For 11 days filmmaker Gabriel Diamond followed Manoj as he traversed the country, monitoring the training and abuse of baby elephants for PETA in Chitwan National Forest, tracking down owl, eagle, and leopard smugglers, evading their death threats, rescuing cobras from snake charmers, confronting abusive zookeepers, creating a vulture eco tourism reserve, planning a massive alien plant species eradication effort, freeing pythons, teaching Tibetan refugees, and continually finding new ways to improve conditions for plants, animals, and people in his lawless and poverty stricken country.
Director’s Statement
When I was a teenager and people asked me what I wanted to do when I grew up, I’d say “I want to save the world.” But at some point along the way I stopped believing that was possible. I first met Manoj Gautam in 2008 when I taught a filmmaking workshop to him and his friends from Roots & Shoots in Nepal. I was struck by his renegade, guerrilla style combined with vision, commitment, and charisma.He had rescued two leopard cubs from being killed and was keeping them in a bedroom in an apartment in Katmandu. With no resources, he was scrambling to find them a safe home. (Eventually he was able to get them haven in an Indian zoo.) I had a powerful feeling that he would make an important impact on his country, the people, the animals, and environment. He was twenty-four.Something about him reminded me of the youthful idealism I had lost so long ago.
I knew I wanted to go back to tell his story someday. When the opportunity arose in January 2011, I was thrilled.
As a filmmaker, using the medium as a cultural anthropologist, and to satisfy my own curiosity of how one person can create meaningful change, I am compelled to follow Manoj’s story. He is young, wild, and still finding his way, learning diplomacy, fascinated by wild animals and still discovering how he can be of service to them and avoid being their captor. He’s learning to delegate, understanding that the broadest change happens when culture changes, and that ultimately it is others who must do the work. Overwhelmed by problems, pollution, poverty, ignorance, the phrase he said throughout our trip was “slowly, slowly.” He is in it for the long haul.
I filmed in a verité, fly on the wall style.

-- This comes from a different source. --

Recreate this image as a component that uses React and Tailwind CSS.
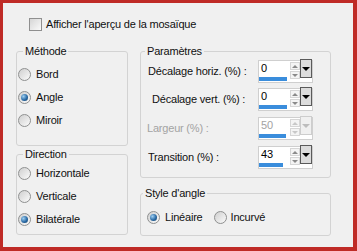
import React from 'react'

function Radio({ checked }) {
  return (
    <span className="flex h-[13px] w-[13px] shrink-0 items-center justify-center rounded-full border border-[#8f9090] bg-gradient-to-br from-[#cfcfcf] to-[#fbfbfb]">
      {checked && (
        <span className="h-[7px] w-[7px] rounded-full bg-[radial-gradient(circle_at_35%_35%,#9fd0f2,#2b6ba6_55%,#0f3a60)]" />
      )}
    </span>
  )
}

function RadioRow({ label, checked }) {
  return (
    <div className="flex h-[23px] items-center gap-[5px] pl-[1px]">
      <Radio checked={checked} />
      <span>{label}</span>
    </div>
  )
}

function Spin({ value, fill, disabled }) {
  const tone = disabled ? 'text-[#a3a3a3]' : 'text-black'
  return (
    <div className="flex h-[23px] w-[55px] items-start border border-[#cfcfcf] bg-white">
      <div className="flex h-full w-[31px] flex-col justify-between">
        <div className={`pl-[2px] leading-[15px] ${tone}`}>{value}</div>
        <div className="mb-[1px] h-[4px] bg-[#3a8ddc]" style={{ width: fill }} />
      </div>
      <div className="mt-[1px] flex w-[10px] flex-col gap-[1px]">
        <div className="flex h-[8px] items-center justify-center border border-[#d6d6d6] bg-[#f4f4f4]">
          <span className={`h-0 w-0 border-x-[3px] border-b-[3px] border-x-transparent ${disabled ? 'border-b-[#c8c8c8]' : 'border-b-[#8a8a8a]'}`} />
        </div>
        <div className="flex h-[8px] items-center justify-center border border-[#d6d6d6] bg-[#f4f4f4]">
          <span className={`h-0 w-0 border-x-[3px] border-t-[3px] border-x-transparent ${disabled ? 'border-t-[#c8c8c8]' : 'border-t-[#8a8a8a]'}`} />
        </div>
      </div>
      <div className={`-mt-[2px] flex h-[19px] w-[12px] items-center justify-center border ${disabled ? 'border-[#cdcdcd] bg-[#f0f0f0]' : 'border-[#5a5a5a] bg-[#dcdcdc]'}`}>
        <span className={`h-0 w-0 border-x-[4px] border-t-[4px] border-x-transparent ${disabled ? 'border-t-[#bdbdbd]' : 'border-t-black'}`} />
      </div>
    </div>
  )
}

function ParamRow({ label, indent, value, fill, disabled, top }) {
  return (
    <div className={`flex h-[23px] items-center ${top}`}>
      <div className={`w-[117px] ${indent} ${disabled ? 'text-[#a3a3a3]' : ''}`}>{label}</div>
      <Spin value={value} fill={fill} disabled={disabled} />
    </div>
  )
}

export default function App() {
  return (
    <div className="h-[251px] w-[357px] border-b-[4px] border-l-[3px] border-r-[4px] border-t-[3px] border-[#bf2b26] font-['Liberation_Sans',Arial,sans-serif] text-[11px] tracking-[-0.2px] text-[#111]">
      <div className="h-full bg-[#f0f0f0] pl-[13px] pt-[15px]">
        <div className="flex h-[13px] items-center gap-[4px] pl-[13px]">
          <span className="h-[13px] w-[13px] border border-[#8f8f8f] bg-gradient-to-br from-[#d6d6d6] to-[#fafafa]" />
          <span>Afficher l'aperçu de la mosaïque</span>
        </div>

        <div className="mt-[14px] flex gap-[12px]">
          <div className="flex w-[112px] flex-col gap-[2px]">
            <fieldset className="h-[101px] rounded-[3px] border border-[#d3d3d3] pt-[6px]">
              <legend className="ml-[6px] px-[2px] leading-[12px]">Méthode</legend>
              <RadioRow label="Bord" />
              <RadioRow label="Angle" checked />
              <RadioRow label="Miroir" />
            </fieldset>
            <fieldset className="h-[87px] rounded-[3px] border border-[#d3d3d3] pt-[2px]">
              <legend className="ml-[6px] px-[2px] leading-[12px]">Direction</legend>
              <RadioRow label="Horizontale" />
              <RadioRow label="Verticale" />
              <RadioRow label="Bilatérale" checked />
            </fieldset>
          </div>

          <div className="flex w-[191px] flex-col gap-[9px]">
            <fieldset className="h-[133px] rounded-[3px] border border-[#d3d3d3] pt-[3px]">
              <legend className="ml-[4px] px-[2px] leading-[12px]">Paramètres</legend>
              <ParamRow label="Décalage horiz. (%) :" indent="pl-[7px]" value="0" fill="28px" />
              <ParamRow label="Décalage vert. (%) :" indent="pl-[11px]" value="0" fill="28px" top="mt-[5px]" />
              <ParamRow label="Largeur (%) :" indent="pl-[6px]" value="50" fill="27px" disabled top="mt-[6px]" />
              <ParamRow label="Transition (%) :" indent="pl-[7px]" value="43" fill="24px" top="mt-[6px]" />
            </fieldset>
            <fieldset className="h-[49px] rounded-[3px] border border-[#d3d3d3] pt-[10px]">
              <legend className="ml-[2px] px-[2px] leading-[12px]">Style d'angle</legend>
              <div className="flex items-center pl-[6px]">
                <Radio checked />
                <span className="ml-[5px]">Linéaire</span>
                <span className="ml-[11px]"><Radio /></span>
                <span className="ml-[4px]">Incurvé</span>
              </div>
            </fieldset>
          </div>
        </div>
      </div>
    </div>
  )
}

From confronting abusive zookeepers, rescuing cobras from snake charmers, observing the abuse of baby elephants and reporting to PETA, (and much more) I am amazed by what transpired in those 11 days.
I hope that Manoj’s story has the power to inspire other’s to pursue their dreams in spite of obstacles, be they poverty, adversity, bureaucracy, or doubt.
Press Kit
Travel Journal
Crew Bios
director | cinematographer | narrator
Gabriel Diamond
Gabriel got his big start making movies at age thirteen working at a cable TV station in Oakland, CA. Now he makes documentaries around the world on educational reform, youth activism, human rights, poverty alleviation, and social and environmental justice.He studied theatre at Trinity Repertory Conservatory in Providence, Rhode Island and majored in Visual Media at New College of California in San Francisco.

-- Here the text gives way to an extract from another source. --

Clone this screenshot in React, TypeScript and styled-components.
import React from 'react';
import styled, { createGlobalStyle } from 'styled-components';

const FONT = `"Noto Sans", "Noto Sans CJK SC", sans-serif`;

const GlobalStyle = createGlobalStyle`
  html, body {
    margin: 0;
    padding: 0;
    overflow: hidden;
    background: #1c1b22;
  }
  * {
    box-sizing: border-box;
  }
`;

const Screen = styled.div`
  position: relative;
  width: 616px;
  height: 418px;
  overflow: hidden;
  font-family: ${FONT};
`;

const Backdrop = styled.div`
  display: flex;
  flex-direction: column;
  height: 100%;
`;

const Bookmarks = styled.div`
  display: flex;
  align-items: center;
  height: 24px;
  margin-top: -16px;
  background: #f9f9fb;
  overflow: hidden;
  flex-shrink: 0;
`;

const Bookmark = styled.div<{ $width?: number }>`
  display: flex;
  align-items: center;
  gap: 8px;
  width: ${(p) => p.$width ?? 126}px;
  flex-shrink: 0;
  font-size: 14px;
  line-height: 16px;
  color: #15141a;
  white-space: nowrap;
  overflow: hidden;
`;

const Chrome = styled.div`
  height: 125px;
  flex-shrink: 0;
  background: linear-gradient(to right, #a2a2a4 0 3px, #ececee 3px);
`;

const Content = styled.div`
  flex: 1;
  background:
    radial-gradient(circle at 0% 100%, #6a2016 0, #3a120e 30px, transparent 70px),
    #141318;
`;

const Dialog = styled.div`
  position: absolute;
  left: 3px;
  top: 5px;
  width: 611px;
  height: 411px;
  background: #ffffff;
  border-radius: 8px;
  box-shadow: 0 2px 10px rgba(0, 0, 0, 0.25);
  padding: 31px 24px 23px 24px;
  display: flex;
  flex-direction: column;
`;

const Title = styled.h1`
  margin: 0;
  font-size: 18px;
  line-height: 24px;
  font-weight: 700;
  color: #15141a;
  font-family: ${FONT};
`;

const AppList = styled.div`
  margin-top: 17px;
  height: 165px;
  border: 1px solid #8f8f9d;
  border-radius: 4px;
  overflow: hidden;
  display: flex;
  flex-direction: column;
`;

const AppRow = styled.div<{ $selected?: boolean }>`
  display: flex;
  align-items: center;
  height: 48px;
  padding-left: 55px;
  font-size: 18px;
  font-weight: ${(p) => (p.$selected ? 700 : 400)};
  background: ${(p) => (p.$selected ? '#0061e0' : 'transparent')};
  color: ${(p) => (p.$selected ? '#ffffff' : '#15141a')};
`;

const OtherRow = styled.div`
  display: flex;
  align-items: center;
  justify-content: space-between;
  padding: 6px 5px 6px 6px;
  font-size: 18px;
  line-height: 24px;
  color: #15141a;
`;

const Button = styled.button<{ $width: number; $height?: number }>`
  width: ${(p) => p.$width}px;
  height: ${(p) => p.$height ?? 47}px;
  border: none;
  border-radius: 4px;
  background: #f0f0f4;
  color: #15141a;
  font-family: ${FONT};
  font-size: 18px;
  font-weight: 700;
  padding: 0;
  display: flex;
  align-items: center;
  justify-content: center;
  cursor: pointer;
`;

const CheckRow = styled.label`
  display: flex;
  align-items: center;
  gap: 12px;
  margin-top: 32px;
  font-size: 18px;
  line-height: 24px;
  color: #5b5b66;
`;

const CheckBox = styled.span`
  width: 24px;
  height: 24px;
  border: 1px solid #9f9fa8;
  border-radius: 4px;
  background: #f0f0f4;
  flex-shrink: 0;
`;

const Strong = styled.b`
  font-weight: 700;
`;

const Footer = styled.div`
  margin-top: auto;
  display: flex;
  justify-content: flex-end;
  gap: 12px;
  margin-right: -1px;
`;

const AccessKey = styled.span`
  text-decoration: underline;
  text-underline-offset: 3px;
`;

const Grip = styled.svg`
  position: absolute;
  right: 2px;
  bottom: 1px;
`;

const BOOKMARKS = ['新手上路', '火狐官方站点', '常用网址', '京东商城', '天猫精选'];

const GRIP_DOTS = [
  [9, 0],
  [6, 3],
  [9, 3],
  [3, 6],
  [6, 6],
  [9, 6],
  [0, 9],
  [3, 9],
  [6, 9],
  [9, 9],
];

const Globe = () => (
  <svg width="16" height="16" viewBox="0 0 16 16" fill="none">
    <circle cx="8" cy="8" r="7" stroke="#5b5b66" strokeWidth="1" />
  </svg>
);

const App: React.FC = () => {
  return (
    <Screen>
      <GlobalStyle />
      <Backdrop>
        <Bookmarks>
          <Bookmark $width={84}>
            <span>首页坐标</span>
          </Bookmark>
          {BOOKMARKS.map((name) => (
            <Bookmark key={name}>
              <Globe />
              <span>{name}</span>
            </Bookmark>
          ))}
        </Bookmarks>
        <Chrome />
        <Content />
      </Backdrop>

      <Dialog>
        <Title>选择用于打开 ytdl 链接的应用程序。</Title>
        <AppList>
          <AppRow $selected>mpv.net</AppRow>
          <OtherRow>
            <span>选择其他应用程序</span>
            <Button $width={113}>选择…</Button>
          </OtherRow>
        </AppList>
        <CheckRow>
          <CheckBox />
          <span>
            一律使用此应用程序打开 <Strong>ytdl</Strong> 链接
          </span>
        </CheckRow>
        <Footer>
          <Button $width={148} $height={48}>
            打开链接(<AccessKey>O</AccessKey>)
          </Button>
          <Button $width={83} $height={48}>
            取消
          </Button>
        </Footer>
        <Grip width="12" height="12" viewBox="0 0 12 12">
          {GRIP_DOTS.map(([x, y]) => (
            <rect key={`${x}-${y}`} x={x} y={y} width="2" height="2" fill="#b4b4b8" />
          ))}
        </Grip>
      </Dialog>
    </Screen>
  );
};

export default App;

After co-founding The Factory, an Emmy award-winning production company and learning lab for Bay Area youth, he taught video production at San Francisco State University, led media workshops for teachers and students internationally, and helped develop the National Academy Foundation’s video production curriculum.

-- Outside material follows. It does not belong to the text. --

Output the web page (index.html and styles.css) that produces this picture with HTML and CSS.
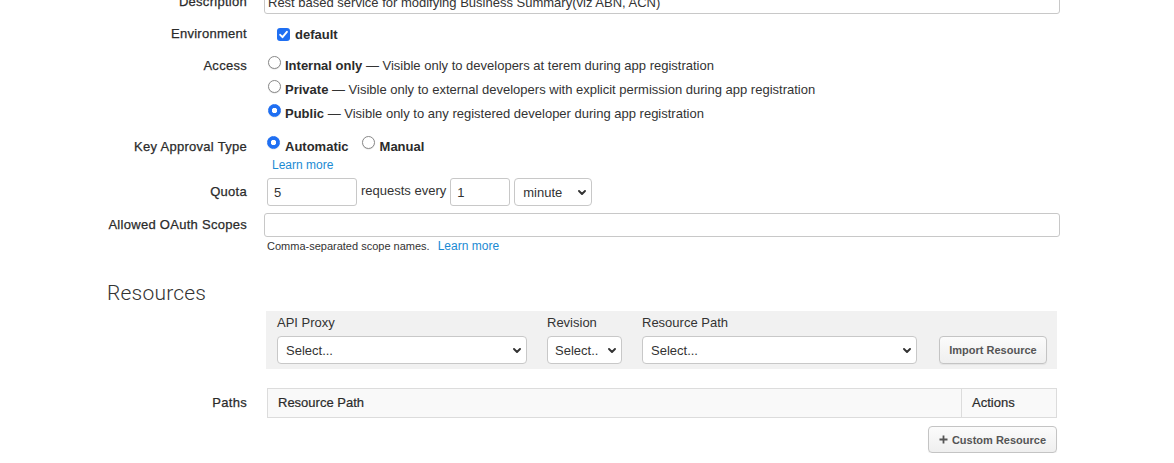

His first feature film LESS (lessmovie.com) is a narrative about a man who has chosen to live on the streets of San Francisco. He shot and acted in How To Cheat (howtocheatfilm.com) which won best performance and premiered at the Los Angeles Film Festival.
He lives in Los Angeles with his wife and one year old daughter.
executive producer
Gary Kreitzer
Gary Kreitzer is a graduate of the University of California, San Diego and the University of San Francisco School of Law. He has been employed as an attorney for a nationwide real estate development company and an alternative energy producer. He is also the co-founder of two NYSE traded companies and is currently the Executive Vice President, General Counsel and a Director of BioMed Realty Trust. He owns and manages an organic farm and a vineyard in San Diego, California and is active in educational, environmental and health care organizations in his community.
producer
Vika Golovanova
Vika was born in Odessa, Ukraine. She moved to United States in 1998 and following her interest in Art and Business enrolled in Visual Arts and Business programs at University of San Diego. Working with different mediums – painting, sculpture and photography she leaned that every medium offer unique perspectives of expression. After graduating from University of San Diego Vika went to work in the corporate world and continued making art. Filmmaking entered her world quite unexpectedly – from inspiration. She believes that film has a tremendous power in delivering the story and reaching wide audience. Her current interest is how perceptions and beliefs shape what we think is possible for us.
editor
Jason Zeldes
Jason Zeldes fell in love with film at an early age back in Farmington Hills, Michigan, and watched movie voraciously his entire childhood. This love grew into a hobby of filmmaking and eventually led him westward to the USC School of the Cinematic Arts, where Jason studied film editing and documentary filmmaking. Since then, Jason has worked in post-production on several documentary films, most notably with Patrick Creadon (I.O.U.S.A. and Wordplay) on last spring’s CNN special: I.O.U.S.A. Solutions, as well as producing and editing behind-the-scenes content for indie-bands and musicians.